- Your objective -
Extract, from the records beneath this instruction, each line that contains the word "full".

- Recorded data -
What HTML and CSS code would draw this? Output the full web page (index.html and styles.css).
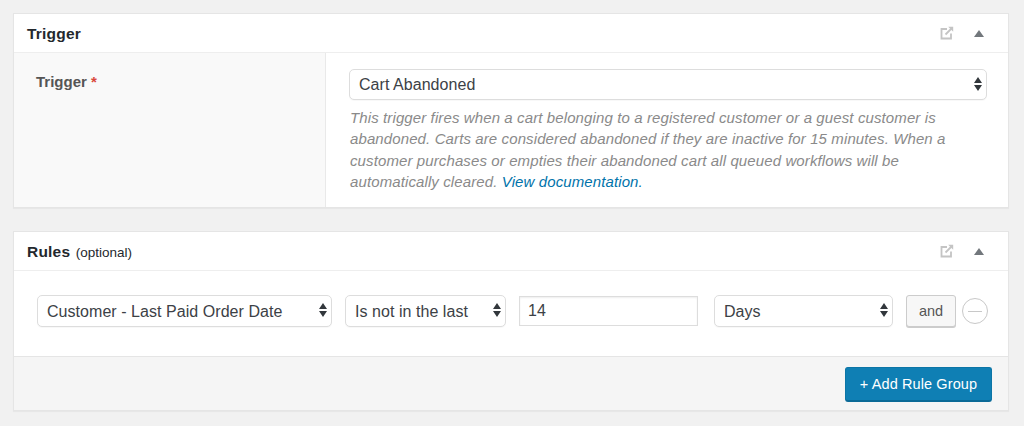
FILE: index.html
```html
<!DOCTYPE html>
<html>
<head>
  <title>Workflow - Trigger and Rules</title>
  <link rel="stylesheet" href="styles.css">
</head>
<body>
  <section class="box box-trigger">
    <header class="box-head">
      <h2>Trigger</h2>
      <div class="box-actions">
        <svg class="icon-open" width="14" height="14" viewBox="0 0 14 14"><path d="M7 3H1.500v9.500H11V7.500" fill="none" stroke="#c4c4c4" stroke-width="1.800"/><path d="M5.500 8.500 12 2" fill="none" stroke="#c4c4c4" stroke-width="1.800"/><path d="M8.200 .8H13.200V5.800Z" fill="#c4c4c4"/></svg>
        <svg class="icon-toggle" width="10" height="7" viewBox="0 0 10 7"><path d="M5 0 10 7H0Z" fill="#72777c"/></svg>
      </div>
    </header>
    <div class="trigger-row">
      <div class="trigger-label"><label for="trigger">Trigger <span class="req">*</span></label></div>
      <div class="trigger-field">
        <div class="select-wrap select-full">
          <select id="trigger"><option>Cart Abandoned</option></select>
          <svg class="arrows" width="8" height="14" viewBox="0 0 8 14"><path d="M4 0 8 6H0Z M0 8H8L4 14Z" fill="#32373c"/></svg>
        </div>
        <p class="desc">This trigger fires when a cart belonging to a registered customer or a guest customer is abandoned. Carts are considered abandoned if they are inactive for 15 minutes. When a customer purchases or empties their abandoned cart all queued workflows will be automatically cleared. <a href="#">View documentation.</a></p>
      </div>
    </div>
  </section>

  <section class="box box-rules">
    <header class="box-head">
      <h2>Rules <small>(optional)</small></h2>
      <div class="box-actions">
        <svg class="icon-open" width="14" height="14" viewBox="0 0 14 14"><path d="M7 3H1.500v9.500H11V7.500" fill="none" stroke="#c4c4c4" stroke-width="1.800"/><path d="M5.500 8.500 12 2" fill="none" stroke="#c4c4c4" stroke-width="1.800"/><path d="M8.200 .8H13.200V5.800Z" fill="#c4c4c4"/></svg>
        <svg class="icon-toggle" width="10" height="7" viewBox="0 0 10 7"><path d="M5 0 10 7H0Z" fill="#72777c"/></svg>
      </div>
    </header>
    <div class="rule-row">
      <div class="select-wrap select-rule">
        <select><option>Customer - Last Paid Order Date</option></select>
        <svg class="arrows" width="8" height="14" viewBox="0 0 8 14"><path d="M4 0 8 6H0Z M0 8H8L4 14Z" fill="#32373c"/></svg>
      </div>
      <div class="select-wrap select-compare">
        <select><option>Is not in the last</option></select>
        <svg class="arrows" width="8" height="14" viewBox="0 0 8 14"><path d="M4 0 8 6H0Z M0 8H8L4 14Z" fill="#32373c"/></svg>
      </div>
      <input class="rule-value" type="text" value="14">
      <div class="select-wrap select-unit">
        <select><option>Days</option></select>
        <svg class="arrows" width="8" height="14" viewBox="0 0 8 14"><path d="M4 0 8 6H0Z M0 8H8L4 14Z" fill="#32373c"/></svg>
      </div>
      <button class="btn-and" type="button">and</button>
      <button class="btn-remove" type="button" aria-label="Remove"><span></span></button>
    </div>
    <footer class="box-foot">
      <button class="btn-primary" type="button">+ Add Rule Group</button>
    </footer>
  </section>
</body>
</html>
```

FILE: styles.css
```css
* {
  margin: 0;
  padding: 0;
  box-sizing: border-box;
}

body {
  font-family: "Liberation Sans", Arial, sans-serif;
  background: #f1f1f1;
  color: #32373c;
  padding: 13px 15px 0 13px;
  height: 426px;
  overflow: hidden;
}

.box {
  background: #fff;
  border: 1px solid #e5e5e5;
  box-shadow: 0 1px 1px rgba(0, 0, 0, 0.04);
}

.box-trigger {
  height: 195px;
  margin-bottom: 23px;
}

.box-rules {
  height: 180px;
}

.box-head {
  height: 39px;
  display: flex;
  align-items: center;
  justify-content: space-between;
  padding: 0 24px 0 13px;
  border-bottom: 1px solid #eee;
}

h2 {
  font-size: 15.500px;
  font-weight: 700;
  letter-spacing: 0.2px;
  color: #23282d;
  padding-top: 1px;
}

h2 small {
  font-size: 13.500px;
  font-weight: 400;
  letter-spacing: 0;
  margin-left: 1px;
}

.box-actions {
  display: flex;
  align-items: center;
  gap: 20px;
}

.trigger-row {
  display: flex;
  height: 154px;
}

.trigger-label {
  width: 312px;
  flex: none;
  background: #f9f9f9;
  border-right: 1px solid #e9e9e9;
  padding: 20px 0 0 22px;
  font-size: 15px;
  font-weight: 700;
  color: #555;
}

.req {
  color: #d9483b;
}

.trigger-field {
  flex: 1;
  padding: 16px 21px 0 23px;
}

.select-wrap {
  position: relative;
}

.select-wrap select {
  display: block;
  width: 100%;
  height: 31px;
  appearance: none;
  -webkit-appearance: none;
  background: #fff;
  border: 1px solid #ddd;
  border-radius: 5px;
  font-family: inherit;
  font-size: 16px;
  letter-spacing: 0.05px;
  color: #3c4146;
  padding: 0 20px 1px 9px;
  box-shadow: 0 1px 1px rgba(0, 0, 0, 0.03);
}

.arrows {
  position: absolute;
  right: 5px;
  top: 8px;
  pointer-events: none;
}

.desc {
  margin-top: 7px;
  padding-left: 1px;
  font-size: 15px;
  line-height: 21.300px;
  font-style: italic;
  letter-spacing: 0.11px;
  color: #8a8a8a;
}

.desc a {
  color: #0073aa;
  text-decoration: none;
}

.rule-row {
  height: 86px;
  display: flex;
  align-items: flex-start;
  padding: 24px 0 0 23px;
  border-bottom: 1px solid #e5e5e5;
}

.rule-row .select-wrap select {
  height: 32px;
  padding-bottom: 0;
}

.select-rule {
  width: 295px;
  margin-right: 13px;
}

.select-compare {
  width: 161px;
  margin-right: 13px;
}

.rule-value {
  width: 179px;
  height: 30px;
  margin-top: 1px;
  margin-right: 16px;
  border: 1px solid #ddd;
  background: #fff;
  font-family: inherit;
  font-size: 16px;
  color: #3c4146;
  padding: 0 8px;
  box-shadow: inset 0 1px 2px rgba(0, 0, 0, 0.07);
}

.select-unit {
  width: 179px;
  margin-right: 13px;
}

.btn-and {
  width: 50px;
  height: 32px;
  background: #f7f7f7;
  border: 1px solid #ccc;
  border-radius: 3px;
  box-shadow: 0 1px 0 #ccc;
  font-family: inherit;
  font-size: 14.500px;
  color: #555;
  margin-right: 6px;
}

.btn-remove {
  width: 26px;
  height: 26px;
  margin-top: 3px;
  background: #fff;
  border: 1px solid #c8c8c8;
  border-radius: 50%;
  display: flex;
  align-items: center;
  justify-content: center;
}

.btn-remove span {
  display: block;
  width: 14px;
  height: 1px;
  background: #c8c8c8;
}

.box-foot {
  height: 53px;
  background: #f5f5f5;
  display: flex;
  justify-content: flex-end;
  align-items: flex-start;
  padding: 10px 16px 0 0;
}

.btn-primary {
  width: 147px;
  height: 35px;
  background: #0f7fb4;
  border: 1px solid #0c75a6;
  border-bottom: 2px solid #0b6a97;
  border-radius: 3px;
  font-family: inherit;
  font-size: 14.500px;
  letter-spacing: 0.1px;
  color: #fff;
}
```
---
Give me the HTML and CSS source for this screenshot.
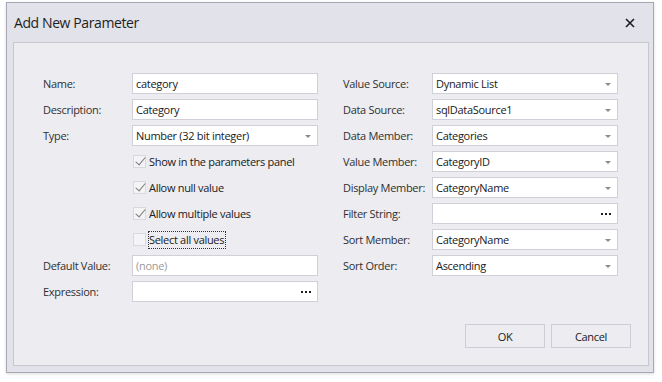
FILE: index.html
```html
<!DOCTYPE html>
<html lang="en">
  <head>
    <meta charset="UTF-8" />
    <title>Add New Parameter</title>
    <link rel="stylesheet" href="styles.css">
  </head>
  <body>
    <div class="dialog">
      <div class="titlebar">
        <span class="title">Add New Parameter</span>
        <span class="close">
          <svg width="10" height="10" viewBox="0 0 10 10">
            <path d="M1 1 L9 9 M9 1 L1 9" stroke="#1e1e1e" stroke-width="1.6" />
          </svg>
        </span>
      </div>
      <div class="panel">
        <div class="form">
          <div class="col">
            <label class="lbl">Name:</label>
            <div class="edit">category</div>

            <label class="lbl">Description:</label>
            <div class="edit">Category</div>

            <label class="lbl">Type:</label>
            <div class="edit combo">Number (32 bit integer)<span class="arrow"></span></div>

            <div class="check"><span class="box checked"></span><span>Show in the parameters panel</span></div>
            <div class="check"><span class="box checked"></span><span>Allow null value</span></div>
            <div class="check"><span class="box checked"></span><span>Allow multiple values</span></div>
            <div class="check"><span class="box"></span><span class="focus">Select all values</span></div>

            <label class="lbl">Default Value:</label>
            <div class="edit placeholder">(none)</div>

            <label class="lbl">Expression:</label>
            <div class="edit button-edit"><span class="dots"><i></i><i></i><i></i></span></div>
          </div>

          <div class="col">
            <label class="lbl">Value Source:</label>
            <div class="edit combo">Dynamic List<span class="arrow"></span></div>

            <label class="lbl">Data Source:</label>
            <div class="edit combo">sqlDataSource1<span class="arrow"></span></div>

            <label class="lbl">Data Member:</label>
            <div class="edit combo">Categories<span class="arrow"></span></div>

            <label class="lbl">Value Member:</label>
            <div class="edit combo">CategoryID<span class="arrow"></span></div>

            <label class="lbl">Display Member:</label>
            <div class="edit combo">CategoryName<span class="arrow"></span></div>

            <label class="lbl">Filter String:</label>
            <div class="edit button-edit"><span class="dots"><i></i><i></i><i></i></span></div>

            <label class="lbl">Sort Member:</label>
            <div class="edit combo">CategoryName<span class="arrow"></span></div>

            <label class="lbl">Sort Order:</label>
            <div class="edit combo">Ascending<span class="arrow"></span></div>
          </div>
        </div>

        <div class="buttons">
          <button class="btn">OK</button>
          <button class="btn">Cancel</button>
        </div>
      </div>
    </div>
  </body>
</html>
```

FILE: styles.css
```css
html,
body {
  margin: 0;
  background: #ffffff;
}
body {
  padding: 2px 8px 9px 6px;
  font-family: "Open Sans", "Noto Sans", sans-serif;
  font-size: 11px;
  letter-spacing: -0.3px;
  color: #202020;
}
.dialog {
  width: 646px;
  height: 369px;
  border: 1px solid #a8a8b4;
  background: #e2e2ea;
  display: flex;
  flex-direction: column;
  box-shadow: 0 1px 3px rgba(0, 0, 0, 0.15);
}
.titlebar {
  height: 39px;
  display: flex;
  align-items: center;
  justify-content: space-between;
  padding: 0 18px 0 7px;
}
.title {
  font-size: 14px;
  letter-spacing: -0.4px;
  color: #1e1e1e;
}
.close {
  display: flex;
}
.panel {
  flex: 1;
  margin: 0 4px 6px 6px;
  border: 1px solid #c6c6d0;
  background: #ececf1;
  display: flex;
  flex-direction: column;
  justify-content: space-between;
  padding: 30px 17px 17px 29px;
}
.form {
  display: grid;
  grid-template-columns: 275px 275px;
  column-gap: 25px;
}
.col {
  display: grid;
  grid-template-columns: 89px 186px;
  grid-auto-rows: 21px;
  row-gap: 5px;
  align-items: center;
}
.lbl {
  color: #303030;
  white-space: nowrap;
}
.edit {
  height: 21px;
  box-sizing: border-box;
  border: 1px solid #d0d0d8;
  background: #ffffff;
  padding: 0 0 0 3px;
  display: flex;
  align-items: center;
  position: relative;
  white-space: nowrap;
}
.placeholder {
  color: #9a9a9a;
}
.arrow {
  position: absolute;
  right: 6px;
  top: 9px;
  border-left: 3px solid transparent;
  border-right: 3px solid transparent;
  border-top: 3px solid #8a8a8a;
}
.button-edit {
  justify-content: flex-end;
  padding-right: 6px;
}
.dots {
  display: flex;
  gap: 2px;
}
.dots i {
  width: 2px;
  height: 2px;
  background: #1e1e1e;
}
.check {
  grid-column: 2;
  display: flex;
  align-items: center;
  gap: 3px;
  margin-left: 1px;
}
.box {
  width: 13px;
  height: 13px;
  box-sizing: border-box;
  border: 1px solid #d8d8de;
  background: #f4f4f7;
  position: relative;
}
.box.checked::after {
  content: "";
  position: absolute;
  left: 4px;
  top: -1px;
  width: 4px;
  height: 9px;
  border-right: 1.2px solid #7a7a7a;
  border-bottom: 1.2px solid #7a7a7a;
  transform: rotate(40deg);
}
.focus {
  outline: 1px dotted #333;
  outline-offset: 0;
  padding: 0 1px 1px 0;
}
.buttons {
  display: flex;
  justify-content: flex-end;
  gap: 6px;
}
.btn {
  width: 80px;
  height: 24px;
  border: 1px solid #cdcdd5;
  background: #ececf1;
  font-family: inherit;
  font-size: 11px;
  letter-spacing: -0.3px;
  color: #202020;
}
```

- The response -
What HTML and CSS code would draw this? Output the full web page (index.html and styles.css).
        <div class="select-wrap select-full">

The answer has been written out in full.